Sin embargo, todo ello te hizo pensar en tantas cosas, pero sobre todo en algo muy especial. En tu nueva condición humana: en el otoño y en el invierno cuyas briznas y goterones se comienzan a descolgar lentamente por el lado de la ventana de las buganvilias. En la soledad de los enredos y los lirios.

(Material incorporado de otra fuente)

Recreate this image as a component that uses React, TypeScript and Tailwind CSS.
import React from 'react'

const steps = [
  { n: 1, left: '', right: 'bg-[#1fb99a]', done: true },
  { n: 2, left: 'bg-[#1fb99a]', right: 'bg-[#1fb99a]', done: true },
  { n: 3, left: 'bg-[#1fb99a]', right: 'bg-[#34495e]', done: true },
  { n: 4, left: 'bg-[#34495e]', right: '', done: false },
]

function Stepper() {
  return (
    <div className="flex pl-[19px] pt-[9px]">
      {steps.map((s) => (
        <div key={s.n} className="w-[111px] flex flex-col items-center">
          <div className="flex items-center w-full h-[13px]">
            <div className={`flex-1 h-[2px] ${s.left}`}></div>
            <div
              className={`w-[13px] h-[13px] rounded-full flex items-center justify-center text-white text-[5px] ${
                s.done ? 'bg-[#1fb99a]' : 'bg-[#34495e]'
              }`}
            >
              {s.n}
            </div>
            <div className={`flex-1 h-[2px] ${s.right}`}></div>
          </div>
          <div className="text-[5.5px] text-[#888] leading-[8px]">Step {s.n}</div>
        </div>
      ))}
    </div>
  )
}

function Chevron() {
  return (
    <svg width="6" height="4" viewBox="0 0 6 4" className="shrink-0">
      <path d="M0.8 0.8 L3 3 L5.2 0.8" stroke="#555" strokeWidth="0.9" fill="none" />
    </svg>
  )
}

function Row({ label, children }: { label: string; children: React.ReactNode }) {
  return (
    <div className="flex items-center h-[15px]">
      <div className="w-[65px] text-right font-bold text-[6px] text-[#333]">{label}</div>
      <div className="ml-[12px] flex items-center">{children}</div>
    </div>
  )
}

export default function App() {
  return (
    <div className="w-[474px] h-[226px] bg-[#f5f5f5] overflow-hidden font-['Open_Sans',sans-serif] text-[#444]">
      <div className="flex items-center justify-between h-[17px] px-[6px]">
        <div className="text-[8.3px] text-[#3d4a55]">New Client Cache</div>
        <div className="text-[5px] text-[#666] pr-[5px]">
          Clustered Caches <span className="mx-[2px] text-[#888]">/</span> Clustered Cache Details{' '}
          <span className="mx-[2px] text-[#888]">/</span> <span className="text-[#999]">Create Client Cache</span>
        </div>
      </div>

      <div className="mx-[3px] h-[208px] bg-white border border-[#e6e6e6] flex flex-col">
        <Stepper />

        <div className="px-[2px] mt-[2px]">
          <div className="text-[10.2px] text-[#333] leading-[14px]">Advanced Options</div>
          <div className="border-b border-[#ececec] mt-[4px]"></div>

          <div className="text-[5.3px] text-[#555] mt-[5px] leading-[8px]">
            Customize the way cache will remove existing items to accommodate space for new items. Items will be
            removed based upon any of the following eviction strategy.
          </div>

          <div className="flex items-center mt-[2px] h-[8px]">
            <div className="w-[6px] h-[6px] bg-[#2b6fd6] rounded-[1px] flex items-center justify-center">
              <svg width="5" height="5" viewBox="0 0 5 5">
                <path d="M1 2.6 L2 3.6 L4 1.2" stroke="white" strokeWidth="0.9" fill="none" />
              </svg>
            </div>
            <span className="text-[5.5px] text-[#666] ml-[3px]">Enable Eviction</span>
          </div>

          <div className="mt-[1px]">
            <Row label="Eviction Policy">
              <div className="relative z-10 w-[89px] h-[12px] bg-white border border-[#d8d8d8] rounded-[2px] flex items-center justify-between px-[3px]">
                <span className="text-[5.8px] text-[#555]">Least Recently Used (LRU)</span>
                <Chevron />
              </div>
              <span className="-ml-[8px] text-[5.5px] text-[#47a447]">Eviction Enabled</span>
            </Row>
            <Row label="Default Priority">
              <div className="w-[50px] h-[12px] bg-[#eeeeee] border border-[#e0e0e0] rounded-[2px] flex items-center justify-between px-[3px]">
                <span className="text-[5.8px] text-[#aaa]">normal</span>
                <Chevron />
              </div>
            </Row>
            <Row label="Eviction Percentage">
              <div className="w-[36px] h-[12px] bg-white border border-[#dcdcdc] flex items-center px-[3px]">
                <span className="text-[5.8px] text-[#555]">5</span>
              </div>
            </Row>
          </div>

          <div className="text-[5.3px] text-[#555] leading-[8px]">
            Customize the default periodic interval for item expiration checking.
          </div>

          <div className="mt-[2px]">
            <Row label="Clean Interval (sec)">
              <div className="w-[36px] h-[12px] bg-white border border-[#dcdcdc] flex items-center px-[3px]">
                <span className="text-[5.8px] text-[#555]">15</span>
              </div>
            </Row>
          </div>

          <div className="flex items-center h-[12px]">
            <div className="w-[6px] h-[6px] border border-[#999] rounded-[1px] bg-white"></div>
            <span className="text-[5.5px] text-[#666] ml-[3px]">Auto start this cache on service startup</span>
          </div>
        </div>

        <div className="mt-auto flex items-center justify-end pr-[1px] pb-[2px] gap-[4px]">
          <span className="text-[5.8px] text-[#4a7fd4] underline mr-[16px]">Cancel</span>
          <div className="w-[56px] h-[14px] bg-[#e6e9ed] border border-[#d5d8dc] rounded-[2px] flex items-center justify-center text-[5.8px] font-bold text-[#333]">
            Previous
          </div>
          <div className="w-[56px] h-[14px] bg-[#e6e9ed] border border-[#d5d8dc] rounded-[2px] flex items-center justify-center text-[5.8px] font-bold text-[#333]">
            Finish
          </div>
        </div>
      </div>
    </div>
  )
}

Y te duele el vientre y la soledad y te duele la cabeza en la soledad y te duele cada vez más la articulación de la rodilla o del hombro. Va pasando la vida, te dices. Sólo quieres que cuando ella te recoja nada sea aparatoso, sin ayes acongojantes, en medio de una sinfonía de verdes, cafés y azul marino que te recuerden más cuando naciste y menos el fúnebre anuncio de tener un pedacito de tierra para toda la vida y para toda la muerte.
Esta semana te ha dolido como nunca trabajar. El pecho desgarrado -y la doliente cabeza entre el yunque del dolor- te hizo sudar los pensamientos. Trabajar con humor melancólico a veces ayuda. Poe decía que era el principal perfume de su poesía.
El aroma del poema del poeta y el dolor de cabeza te guían al paisaje umbroso de tu labor y del inmenso erial de la vejez y del final que ya se anuncia.